[PROBLEM REQUIREMENTS]
Your answer should consist solely of the lines from the one with "Write a component" through the one with "string; lines?: string[];", copied exactly, endpoints included.
________
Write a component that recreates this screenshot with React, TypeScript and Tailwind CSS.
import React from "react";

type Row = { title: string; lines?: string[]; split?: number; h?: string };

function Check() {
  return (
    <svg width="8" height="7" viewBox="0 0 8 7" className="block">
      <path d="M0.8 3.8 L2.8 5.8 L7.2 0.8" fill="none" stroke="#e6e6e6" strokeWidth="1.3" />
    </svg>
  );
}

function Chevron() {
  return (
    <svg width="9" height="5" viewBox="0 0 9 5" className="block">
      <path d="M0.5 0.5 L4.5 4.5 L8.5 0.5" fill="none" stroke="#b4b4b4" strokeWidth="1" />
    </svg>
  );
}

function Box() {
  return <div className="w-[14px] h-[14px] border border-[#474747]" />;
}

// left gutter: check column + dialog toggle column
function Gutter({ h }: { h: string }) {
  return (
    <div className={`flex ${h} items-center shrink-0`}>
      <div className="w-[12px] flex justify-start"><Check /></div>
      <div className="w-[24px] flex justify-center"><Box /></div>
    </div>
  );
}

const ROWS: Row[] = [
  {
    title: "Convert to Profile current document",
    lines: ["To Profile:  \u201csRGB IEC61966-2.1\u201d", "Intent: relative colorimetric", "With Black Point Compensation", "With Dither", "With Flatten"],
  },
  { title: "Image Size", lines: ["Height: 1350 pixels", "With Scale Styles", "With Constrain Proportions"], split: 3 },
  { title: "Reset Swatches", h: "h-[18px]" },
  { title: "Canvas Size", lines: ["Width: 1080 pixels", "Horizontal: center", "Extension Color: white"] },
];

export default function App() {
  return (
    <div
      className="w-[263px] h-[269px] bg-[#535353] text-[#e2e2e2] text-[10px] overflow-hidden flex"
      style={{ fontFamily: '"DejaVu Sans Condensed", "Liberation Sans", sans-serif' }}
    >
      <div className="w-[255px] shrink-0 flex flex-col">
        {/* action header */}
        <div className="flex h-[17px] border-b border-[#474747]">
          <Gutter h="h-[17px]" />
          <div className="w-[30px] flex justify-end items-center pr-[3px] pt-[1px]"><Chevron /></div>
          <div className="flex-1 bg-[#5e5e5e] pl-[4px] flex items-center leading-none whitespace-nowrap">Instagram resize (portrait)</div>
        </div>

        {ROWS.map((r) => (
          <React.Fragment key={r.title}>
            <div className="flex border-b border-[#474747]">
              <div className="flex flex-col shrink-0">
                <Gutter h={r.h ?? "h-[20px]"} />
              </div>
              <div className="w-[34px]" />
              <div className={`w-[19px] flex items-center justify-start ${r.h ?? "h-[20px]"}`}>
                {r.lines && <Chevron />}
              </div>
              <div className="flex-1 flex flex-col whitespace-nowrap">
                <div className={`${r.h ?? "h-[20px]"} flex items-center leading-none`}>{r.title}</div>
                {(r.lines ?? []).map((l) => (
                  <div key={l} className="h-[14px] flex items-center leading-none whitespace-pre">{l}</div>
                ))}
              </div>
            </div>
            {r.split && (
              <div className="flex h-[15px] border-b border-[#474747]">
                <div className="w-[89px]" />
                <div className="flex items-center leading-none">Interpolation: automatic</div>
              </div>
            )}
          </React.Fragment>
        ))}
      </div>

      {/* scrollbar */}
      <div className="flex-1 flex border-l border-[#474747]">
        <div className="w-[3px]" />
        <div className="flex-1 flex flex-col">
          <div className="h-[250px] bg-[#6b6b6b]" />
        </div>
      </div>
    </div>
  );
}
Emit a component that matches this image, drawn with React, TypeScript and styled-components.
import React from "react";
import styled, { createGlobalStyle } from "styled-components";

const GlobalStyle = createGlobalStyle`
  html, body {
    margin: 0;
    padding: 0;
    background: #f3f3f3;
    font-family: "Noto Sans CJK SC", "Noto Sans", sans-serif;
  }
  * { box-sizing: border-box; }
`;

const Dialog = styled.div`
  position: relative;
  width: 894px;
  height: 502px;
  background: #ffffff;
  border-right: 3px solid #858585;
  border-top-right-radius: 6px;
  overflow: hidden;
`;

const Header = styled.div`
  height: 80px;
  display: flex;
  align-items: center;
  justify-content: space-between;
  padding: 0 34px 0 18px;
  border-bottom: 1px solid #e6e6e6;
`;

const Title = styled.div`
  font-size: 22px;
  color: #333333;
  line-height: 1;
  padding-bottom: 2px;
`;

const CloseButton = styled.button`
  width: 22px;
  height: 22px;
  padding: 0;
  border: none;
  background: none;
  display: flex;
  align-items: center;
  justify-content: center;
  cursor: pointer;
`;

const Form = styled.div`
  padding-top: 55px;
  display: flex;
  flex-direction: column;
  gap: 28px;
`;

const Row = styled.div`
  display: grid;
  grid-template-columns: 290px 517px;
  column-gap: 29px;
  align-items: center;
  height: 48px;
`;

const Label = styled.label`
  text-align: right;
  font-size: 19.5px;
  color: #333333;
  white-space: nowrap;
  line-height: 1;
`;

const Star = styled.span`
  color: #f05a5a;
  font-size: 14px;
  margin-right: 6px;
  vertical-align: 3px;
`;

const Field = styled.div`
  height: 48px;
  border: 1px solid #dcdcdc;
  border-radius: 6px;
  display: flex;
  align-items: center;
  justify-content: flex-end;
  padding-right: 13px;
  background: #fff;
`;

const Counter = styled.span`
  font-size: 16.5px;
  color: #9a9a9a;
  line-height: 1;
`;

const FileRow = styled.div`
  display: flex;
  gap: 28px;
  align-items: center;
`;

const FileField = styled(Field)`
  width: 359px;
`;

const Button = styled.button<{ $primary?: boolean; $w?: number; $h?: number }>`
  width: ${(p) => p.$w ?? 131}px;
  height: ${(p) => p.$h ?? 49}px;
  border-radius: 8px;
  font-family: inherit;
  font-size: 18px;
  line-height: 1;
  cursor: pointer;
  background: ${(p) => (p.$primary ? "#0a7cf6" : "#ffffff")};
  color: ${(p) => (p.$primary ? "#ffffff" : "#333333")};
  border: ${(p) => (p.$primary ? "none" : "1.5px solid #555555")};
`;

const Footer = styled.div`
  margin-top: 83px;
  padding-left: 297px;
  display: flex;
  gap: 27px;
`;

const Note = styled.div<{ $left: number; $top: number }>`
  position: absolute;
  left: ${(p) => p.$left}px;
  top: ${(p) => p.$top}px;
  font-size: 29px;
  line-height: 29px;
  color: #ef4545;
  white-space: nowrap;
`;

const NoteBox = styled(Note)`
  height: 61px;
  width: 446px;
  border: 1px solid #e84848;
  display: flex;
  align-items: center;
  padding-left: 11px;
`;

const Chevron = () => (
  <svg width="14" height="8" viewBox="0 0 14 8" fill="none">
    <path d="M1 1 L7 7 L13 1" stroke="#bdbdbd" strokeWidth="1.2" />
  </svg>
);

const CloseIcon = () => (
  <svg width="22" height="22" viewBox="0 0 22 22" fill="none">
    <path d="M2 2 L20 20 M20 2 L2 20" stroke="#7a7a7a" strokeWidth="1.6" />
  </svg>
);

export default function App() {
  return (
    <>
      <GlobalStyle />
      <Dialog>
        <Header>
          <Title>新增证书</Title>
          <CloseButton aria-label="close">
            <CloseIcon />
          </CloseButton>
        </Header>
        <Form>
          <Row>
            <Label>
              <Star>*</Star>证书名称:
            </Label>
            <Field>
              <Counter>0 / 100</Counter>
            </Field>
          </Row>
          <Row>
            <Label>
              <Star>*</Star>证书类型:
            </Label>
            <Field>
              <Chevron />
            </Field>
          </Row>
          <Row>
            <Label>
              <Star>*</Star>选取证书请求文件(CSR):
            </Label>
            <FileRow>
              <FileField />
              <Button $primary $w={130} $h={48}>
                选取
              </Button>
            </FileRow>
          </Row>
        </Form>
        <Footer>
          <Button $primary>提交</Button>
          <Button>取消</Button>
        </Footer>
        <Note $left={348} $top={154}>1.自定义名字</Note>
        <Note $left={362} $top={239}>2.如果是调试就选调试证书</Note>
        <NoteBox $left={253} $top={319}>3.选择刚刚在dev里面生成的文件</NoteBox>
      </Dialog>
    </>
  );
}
________
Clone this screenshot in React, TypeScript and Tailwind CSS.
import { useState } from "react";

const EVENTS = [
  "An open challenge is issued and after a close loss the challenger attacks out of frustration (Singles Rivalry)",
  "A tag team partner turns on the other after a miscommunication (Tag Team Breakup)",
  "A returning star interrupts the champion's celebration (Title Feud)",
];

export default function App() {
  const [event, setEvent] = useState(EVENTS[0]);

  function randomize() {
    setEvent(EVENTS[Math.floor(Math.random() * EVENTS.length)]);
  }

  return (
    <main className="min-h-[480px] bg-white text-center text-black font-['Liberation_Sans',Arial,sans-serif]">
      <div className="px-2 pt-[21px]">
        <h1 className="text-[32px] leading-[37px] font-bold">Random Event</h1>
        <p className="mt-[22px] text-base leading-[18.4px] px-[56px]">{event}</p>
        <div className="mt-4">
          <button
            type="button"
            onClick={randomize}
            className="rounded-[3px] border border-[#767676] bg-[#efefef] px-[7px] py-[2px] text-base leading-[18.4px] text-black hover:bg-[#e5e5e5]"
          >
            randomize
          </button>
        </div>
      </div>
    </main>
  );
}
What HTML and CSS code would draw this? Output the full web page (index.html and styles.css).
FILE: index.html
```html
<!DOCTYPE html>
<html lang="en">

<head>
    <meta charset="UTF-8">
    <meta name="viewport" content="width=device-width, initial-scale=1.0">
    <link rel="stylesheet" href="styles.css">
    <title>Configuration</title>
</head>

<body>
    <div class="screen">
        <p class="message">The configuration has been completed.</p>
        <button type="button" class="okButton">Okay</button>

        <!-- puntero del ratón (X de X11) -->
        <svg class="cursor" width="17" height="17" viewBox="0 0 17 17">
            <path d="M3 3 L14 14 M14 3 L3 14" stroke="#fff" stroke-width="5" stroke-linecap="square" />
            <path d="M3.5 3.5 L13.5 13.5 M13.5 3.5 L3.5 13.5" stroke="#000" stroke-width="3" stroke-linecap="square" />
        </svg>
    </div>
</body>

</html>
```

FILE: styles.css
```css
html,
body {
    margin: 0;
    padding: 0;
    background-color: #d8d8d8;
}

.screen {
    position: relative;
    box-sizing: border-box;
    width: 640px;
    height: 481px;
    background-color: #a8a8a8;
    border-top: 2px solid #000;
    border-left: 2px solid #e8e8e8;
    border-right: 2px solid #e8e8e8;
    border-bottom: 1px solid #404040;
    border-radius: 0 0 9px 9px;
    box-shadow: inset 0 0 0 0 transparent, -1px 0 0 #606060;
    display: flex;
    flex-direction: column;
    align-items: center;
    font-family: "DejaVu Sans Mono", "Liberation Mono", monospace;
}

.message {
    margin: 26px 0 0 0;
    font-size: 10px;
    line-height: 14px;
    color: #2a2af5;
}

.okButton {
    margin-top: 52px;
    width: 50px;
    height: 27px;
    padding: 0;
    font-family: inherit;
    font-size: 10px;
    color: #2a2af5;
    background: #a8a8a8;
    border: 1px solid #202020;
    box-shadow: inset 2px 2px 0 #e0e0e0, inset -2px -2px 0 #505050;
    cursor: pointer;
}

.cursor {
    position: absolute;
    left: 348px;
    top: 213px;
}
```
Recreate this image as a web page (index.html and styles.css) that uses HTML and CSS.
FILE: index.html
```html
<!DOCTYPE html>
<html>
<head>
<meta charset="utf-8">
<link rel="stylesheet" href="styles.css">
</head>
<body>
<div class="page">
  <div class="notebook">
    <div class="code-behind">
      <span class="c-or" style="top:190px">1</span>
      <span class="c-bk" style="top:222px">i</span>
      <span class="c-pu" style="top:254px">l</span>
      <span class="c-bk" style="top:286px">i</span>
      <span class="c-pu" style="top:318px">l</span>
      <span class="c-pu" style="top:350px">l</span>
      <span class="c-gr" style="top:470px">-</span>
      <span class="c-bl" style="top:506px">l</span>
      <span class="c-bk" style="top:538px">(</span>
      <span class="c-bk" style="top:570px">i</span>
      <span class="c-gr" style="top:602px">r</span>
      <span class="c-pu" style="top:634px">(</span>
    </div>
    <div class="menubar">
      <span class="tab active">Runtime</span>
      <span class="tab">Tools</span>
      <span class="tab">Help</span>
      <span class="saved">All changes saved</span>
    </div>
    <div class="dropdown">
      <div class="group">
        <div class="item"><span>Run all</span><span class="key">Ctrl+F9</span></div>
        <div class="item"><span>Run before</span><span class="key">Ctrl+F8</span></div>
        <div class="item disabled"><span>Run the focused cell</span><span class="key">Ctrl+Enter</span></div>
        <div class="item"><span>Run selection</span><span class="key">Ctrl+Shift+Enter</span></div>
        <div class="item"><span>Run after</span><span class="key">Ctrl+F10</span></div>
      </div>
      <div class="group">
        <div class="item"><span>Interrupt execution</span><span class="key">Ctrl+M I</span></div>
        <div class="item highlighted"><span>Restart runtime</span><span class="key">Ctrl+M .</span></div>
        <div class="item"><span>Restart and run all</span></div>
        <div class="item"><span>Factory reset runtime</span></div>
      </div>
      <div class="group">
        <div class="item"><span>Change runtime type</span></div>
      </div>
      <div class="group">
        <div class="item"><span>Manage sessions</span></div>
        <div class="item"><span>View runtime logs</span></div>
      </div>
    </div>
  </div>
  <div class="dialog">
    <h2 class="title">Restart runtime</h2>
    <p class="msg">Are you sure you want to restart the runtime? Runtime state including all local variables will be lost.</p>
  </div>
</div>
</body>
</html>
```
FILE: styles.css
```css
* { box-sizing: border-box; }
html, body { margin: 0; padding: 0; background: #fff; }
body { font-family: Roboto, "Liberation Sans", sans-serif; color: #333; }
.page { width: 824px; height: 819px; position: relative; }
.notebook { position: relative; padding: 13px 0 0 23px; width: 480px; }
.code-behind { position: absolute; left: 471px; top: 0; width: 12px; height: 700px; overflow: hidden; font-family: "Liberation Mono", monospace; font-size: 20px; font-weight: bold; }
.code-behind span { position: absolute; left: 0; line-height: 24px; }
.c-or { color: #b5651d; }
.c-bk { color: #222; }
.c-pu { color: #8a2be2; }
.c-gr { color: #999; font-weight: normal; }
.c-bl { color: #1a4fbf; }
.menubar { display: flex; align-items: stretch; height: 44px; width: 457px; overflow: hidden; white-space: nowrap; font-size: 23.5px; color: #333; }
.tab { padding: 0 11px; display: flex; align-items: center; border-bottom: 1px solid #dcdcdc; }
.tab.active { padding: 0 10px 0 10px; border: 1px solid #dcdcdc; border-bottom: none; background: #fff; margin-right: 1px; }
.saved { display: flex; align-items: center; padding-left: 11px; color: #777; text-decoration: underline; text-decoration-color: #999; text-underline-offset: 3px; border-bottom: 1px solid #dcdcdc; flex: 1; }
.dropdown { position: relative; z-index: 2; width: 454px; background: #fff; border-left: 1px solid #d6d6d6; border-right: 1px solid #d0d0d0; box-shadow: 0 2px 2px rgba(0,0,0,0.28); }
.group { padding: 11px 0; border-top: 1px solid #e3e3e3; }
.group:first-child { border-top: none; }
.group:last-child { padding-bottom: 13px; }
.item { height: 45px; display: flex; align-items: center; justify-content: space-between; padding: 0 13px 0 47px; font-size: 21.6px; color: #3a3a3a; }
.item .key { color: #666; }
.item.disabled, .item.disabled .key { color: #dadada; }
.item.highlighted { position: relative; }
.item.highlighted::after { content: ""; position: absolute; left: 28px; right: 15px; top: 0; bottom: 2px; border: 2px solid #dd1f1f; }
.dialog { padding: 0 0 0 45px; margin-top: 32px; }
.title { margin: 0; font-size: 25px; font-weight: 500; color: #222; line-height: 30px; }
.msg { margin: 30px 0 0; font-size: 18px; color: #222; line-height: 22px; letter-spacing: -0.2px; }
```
________
[RESPONSE TO THIS TASK]
Write a component that recreates this screenshot with React, TypeScript and Tailwind CSS.
import React from "react";

type Row = { title: string; lines?: string[]; split?: number; h?: string };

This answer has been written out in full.